I have the following problem I need to use a discrete choice model to determine the time values (VOT) of 3 transport alternatives (car, bus and train). Looking at the literature of the discrete choice models, I logit more precisely and came to the conclusion that I should use a conditional logit given that the specific variables change by mode of transport, but in other bibliographies mention that the conditional logit estimators do not vary by alternative. So I do not know what model to estimate ...

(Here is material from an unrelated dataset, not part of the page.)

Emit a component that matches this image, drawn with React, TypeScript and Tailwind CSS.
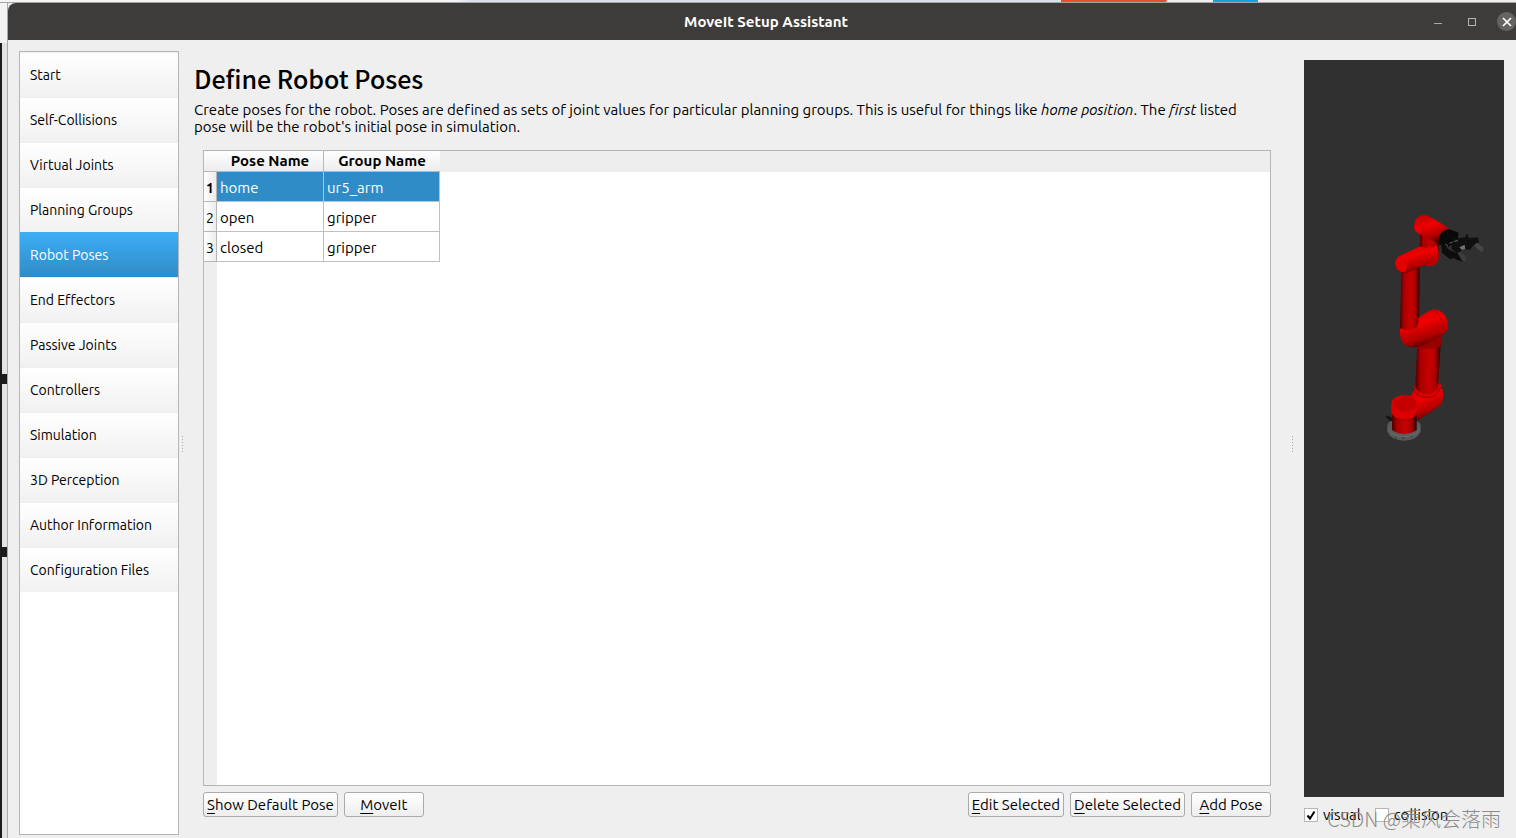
import { useState } from 'react'
import { clsx } from 'clsx'

const steps = [
  'Start',
  'Self-Collisions',
  'Virtual Joints',
  'Planning Groups',
  'Robot Poses',
  'End Effectors',
  'Passive Joints',
  'Controllers',
  'Simulation',
  '3D Perception',
  'Author Information',
  'Configuration Files',
]

const poses = [
  { name: 'home', group: 'ur5_arm' },
  { name: 'open', group: 'gripper' },
  { name: 'closed', group: 'gripper' },
]

function TitleBar() {
  return (
    <header className="grid h-[37px] shrink-0 grid-cols-[1fr_auto_1fr] items-center rounded-tl-lg bg-[#3e3c3a] pl-2">
      <span />
      <h1 className="pt-px text-[15px] font-bold text-white">MoveIt Setup Assistant</h1>
      <div className="flex items-center justify-end">
        <button aria-label="Minimize" className="flex size-[34px] items-center justify-center">
          <span className="mt-1 h-px w-2 bg-[#a9a8a7]" />
        </button>
        <button aria-label="Maximize" className="flex size-[34px] items-center justify-center">
          <span className="size-2 border border-[#b5b4b3]" />
        </button>
        <button aria-label="Close" className="ml-2 flex size-[19px] items-center justify-center rounded-full bg-[#656463]">
          <svg viewBox="0 0 10 10" className="size-[10px]" stroke="#fff" strokeWidth="1.7">
            <path d="M1 1l8 8M9 1l-8 8" />
          </svg>
        </button>
      </div>
    </header>
  )
}

function StepList({ active, onSelect }: { active: string; onSelect: (s: string) => void }) {
  return (
    <nav className="w-40 shrink-0 border border-[#b6b6b6] bg-white">
      <ul>
        {steps.map(step => (
          <li key={step}>
            <button
              onClick={() => onSelect(step)}
              className={clsx(
                'block h-[45px] w-full px-[10px] text-left text-sm',
                step === active
                  ? 'bg-linear-to-b from-[#3daef5] to-[#308cc6] text-white'
                  : 'border-t border-[#eee] bg-linear-to-b from-white to-[#f1f1f1]',
              )}
            >
              {step}
            </button>
          </li>
        ))}
      </ul>
    </nav>
  )
}

function SplitHandle() {
  return (
    <div className="flex w-[7px] shrink-0 flex-col items-center justify-center gap-[2px] pt-[2px]">
      {[0, 1, 2, 3, 4, 5].map(i => (
        <span key={i} className="size-px bg-[#a8a8a8]" />
      ))}
    </div>
  )
}

function PoseTable() {
  const [selected, setSelected] = useState(0)
  return (
    <div className="flex-1 border border-[#b6b6b6] bg-white bg-[linear-gradient(#eee,#eee),linear-gradient(#eee,#eee)] bg-[length:100%_21px,13px_100%] bg-no-repeat">
      <table className="w-[236px] table-fixed border-separate border-spacing-0 text-[15px] leading-5">
        <colgroup>
          <col className="w-[13px]" />
          <col className="w-[107px]" />
          <col className="w-[116px]" />
        </colgroup>
        <thead>
          <tr className="h-[21px] bg-linear-to-b from-white to-[#ececec]">
            <th className="border-b border-[#b6b6b6] p-0" />
            <th className="border-r border-b border-[#b6b6b6] p-0">Pose Name</th>
            <th className="border-b border-[#b6b6b6] p-0">Group Name</th>
          </tr>
        </thead>
        <tbody>
          {poses.map((pose, i) => (
            <tr
              key={pose.name}
              onClick={() => setSelected(i)}
              className={clsx('h-[30px]', i === selected && 'text-white')}
            >
              <th
                className={clsx(
                  'border-r border-b border-[#b6b6b6] bg-linear-to-r from-white to-[#ececec] px-0 pt-[2px] pb-0 text-sm text-black',
                  i === selected ? 'font-bold' : 'font-normal',
                )}
              >
                {i + 1}
              </th>
              <td
                className={clsx(
                  'border-r border-b border-[#c0c0c0] px-[3px] pt-[2px] pb-0',
                  i === selected && 'bg-[#308cc6]',
                )}
              >
                {pose.name}
              </td>
              <td
                className={clsx(
                  'border-r border-b border-[#c0c0c0] px-[3px] pt-[2px] pb-0',
                  i === selected && 'bg-[#308cc6]',
                )}
              >
                {pose.group}
              </td>
            </tr>
          ))}
        </tbody>
      </table>
    </div>
  )
}

function PushButton({ label }: { label: string }) {
  return (
    <button className="h-[25px] min-w-20 rounded-[3px] border border-[#ababab] bg-linear-to-b from-white to-[#eeeeee] px-[3px] pt-px text-[15px] whitespace-nowrap">
      <span className="underline underline-offset-3">{label[0]}</span>
      {label.slice(1)}
    </button>
  )
}

function RobotView() {
  return (
    <div className="min-h-0 flex-1 bg-[#303030]">
      <svg viewBox="0 0 200 737" className="h-full w-full" role="img" aria-label="Robot model">
        <defs>
          <linearGradient id="link" x1="0" x2="1" y1="0" y2="0">
            <stop offset="0" stopColor="#4a0000" />
            <stop offset="0.2" stopColor="#a80000" />
            <stop offset="0.55" stopColor="#c80000" />
            <stop offset="0.8" stopColor="#a80000" />
            <stop offset="1" stopColor="#200000" />
          </linearGradient>
          <linearGradient id="joint" x1="0.3" x2="0.7" y1="0" y2="1">
            <stop offset="0" stopColor="#c80000" />
            <stop offset="0.35" stopColor="#f00000" />
            <stop offset="0.7" stopColor="#b00000" />
            <stop offset="1" stopColor="#300000" />
          </linearGradient>
        </defs>
        <g transform="translate(66 140) scale(0.3333)">
          {/* base */}
          <path d="M49 646l20 8v14l-20-14z" fill="#141414" />
          <path d="M52 675Q54 660 102 656Q150 660 152 675V694Q142 722 102 722Q60 720 52 694Z" fill="#5a5a5a" />
          <path d="M54 685Q66 708 102 710Q140 708 150 685" fill="none" stroke="#6c6c6c" strokeWidth="3" />
          <path d="M74 712l6 3M96 714h8M122 712l6-3" stroke="#333" strokeWidth="3" />
          <path d="M120 590L142 556L205 553Q222 565 219 592Q218 612 205 620L142 662Z" fill="url(#joint)" />
          <path d="M66 630H140V690Q125 701 103 701Q80 701 66 690Z" fill="url(#link)" />
          <path d="M64 615Q64 588 104 586Q142 588 144 615L139 645Q125 660 103 660Q76 658 64 642Z" fill="#dc0000" />
          <ellipse cx="106" cy="612" rx="34" ry="23" fill="#c40000" />
          <path d="M64 640Q80 662 106 660Q132 658 140 640" fill="none" stroke="#800000" strokeWidth="2" />
          {/* upper arm */}
          <path d="M132 562Q134 588 170 594Q208 592 216 558L208 550H136Z" fill="#d90000" />
          <path d="M142 430H212L204 560Q194 582 170 582Q144 580 136 562Z" fill="url(#link)" />
          <path d="M133 568Q140 592 170 593Q204 592 212 562" fill="none" stroke="#7a0000" strokeWidth="2" />
          {/* elbow */}
          <path d="M140 430V443Q176 450 211 441L217 400Z" fill="#980000" />
          {/* forearm */}
          <path d="M94 205H149L147 395H90Z" fill="url(#link)" />
          <path d="M90 385Q88 420 104 434Q122 446 150 440L212 408Q237 395 234 372Q226 330 192 328Q178 329 145 354Q148 382 128 388Q108 394 90 385Z" fill="url(#joint)" />
          <path d="M190 330Q218 342 219 402" fill="none" stroke="#a80000" strokeWidth="2" />
          <path d="M196 352l3 3M184 370l4 2M202 376l3 3" stroke="#800000" strokeWidth="3" />
          {/* wrist */}
          <path d="M154 182Q162 199 182 198Q204 194 206 174V150H160Z" fill="#c40000" />
          <path d="M150 98L208 118L203 172H148Z" fill="url(#link)" />
          <path d="M84 170L150 139Q180 150 200 136Q210 154 196 182L112 218Q92 224 80 206Q70 186 84 170Z" fill="url(#joint)" />
          <ellipse cx="94" cy="194" rx="17" ry="23" transform="rotate(-22 94 194)" fill="#e20000" />
          <path d="M132 78Q134 46 163 45Q176 46 238 86Q206 92 208 132L150 103Q132 96 132 78Z" fill="url(#joint)" />
          <path d="M176 50Q156 66 156 106" fill="none" stroke="#b80000" strokeWidth="2" />
          {/* gripper */}
          <path d="M206 118Q210 90 236 87L266 98L262 126L234 140L208 134Z" fill="#090909" />
          <path d="M216 128L238 150L262 160L276 164L280 185L262 180L250 174L240 178L216 158L214 138Z" fill="#0d0d0d" />
          <path d="M250 116L286 112L290 100L298 114L324 112L326 128L308 138L300 150L282 146L262 160L244 146Z" fill="#101010" />
          <path d="M312 136L320 128L340 142V154L332 155Z" fill="#454545" />
          <path d="M262 158L272 156L290 172L286 186L276 182Z" fill="#3c3c3c" />
          <path d="M268 142L284 134L286 146L276 150Z" fill="#707070" />
          <path d="M226 132l8 6M238 130l10-4M252 124l12-2" stroke="#666" strokeWidth="3" />
        </g>
      </svg>
    </div>
  )
}

function ViewToggle({ label, defaultChecked }: { label: string; defaultChecked?: boolean }) {
  return (
    <label className="flex items-center gap-[5px] text-[15px]">
      <span className="grid size-[14px]">
        <input
          type="checkbox"
          defaultChecked={defaultChecked}
          className="peer col-start-1 row-start-1 size-[14px] appearance-none border border-[#b6b6b6] bg-white"
        />
        <svg
          viewBox="0 0 14 14"
          className="pointer-events-none invisible col-start-1 row-start-1 size-[14px] peer-checked:visible"
          fill="none"
          stroke="#000"
          strokeWidth="2"
        >
          <path d="M3.5 7.5L6 10.5L10.5 3.5" />
        </svg>
      </span>
      {label}
    </label>
  )
}

export default function App() {
  const [active, setActive] = useState('Robot Poses')

  return (
    <div className="flex min-h-screen flex-col bg-[#e9e9e9] font-['Ubuntu','Noto_Sans','Noto_Sans_CJK_SC',sans-serif] text-black [font-variant-ligatures:none]">
      {/* Desktop showing above the window */}
      <div className="flex h-[3px] shrink-0 border-b border-[#a5a5a5] bg-linear-to-r from-[#f5f5f5] from-30% to-[#dde1ea] to-31%">
        <div className="w-[70%]" />
        <div className="w-[7%] rounded-br-xs bg-[#e2512b]" />
        <div className="w-[3%] bg-[#eee]" />
        <div className="w-[3%] bg-[#12a5dc]" />
        <div className="flex-1 bg-[#eee]" />
      </div>

      <div className="flex flex-1">
        {/* Desktop showing left of the window */}
        <div className="flex w-2 shrink-0 flex-col border-r border-[#a9a9a9]">
          <div className="h-10 bg-[#f3f3f3]" />
          <div className="h-[331px] border-l-2 border-[#1c1a1c] bg-[#e2e2e2]" />
          <div className="h-[10px] bg-[#1c1a1c]" />
          <div className="h-[163px] border-l-2 border-[#1c1a1c] bg-[#e2e2e2]" />
          <div className="h-[10px] bg-[#1c1a1c]" />
          <div className="flex-1 border-l-2 border-[#1c1a1c] bg-[#e2e2e2]" />
        </div>

        <div className="flex min-w-0 flex-1 flex-col">
          <TitleBar />
          <div className="flex flex-1 bg-[#efefef] pt-[11px] pr-3 pb-[3px] pl-[11px]">
            <StepList active={active} onSelect={setActive} />
            <SplitHandle />

            <main className="flex min-w-0 flex-1 flex-col pr-[18px] pb-[18px] pl-2">
              <h2 className="mt-[11px] font-['Noto_Sans_CJK_SC',sans-serif] text-[25px] leading-8 font-medium">
                Define Robot Poses
              </h2>
              <p className="mt-[7px] mb-[15px] text-[15px] leading-[17px]">
                Create poses for the robot. Poses are defined as sets of joint values for particular planning groups. This
                is useful for things like <em>home position</em>. The <em>first</em> listed pose will be the robot's
                initial pose in simulation.
              </p>
              <div className="flex flex-1 flex-col pl-[9px]">
                <PoseTable />
                <div className="mt-[6px] flex gap-[6px]">
                  <PushButton label="Show Default Pose" />
                  <PushButton label="MoveIt" />
                  <span className="flex-1" />
                  <PushButton label="Edit Selected" />
                  <PushButton label="Delete Selected" />
                  <PushButton label="Add Pose" />
                </div>
              </div>
            </main>

            <SplitHandle />
            <aside className="relative ml-2 flex w-[200px] shrink-0 flex-col pt-[9px]">
              <RobotView />
              <div className="flex h-[38px] items-center gap-[14px] pb-[2px]">
                <ViewToggle label="visual" defaultChecked />
                <ViewToggle label="collision" />
              </div>
              <span className="pointer-events-none absolute right-[3px] bottom-1 font-['Noto_Sans_CJK_SC',sans-serif] text-xl leading-6 font-light whitespace-nowrap text-[#8c8c8c]">
                CSDN @乘风会落雨
              </span>
            </aside>
          </div>
        </div>
      </div>
    </div>
  )
}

For example (option 1), if I need to estimate $\beta_{0}^{auto},\beta_{time}^{auto},\beta_{cost}^{auto}\beta_{0}^{bus},\beta_{time}^{bus},\beta_{cost}^{bus},\beta_{time}^{train},\beta_{cost}^{train}$, without intercept for train ($\beta_{0}^{train}=0$).
Or for what I need it is better to estimate (opton 2) $\beta_{0}^{auto},\beta_{time}^{auto},\beta_{cost}^{auto}\beta_{0}^{bus},\beta_{time}^{bus},\beta_{cost}^{bus}$ with train as category reference. and my database is in wide format
individual time.auto cost.auto time.bus cost.bus time.train cost.train
1 18.5 1.5 20.86 1.8 30.03 2.35
2 31.3 6.05 67.1 2.23 60.2 1.85
being Pij the probability that the individual i choose the bus mode (for example for option 1):
$P_{ij}=\cfrac{e^{\beta_{0}^{bus}+\beta_{time}^{bus}X_{time}^{bus}+\beta_{cost}^{bus}X_{cost}^{bus}}}{e^{\beta_{0}^{car}+\beta_{time}^{car}X_{time}^{car}+\beta_{cost}^{car}X_{cost}^{car}}+e^{\beta_{0}^{bus}+\beta_{time}^{bus}X_{time}^{bus}+\beta_{cost}^{bus}X_{cost}^{bus}}+e^{\beta_{time}^{train}X_{time}^{train}+\beta_{cost}^{train}X_{cost}^{train}}}$
and the probability fo the option 2 is $P_{ij}=\cfrac{e^{\beta_{0}^{bus}+\beta_{time}^{bus}X_{time}^{bus}+\beta_{cost}^{bus}X_{cost}^{bus}}}{1+e^{\beta_{0}^{car}+\beta_{time}^{car}X_{time}^{car}+\beta_{cost}^{car}X_{cost}^{car}}+e^{\beta_{0}^{bus}+\beta_{time}^{bus}X_{time}^{bus}+\beta_{cost}^{bus}X_{cost}^{bus}}}$
or I'm wrong?
What model and option do you recommend if I need to calculate the time values for the 3 modes of transport?
Thank you!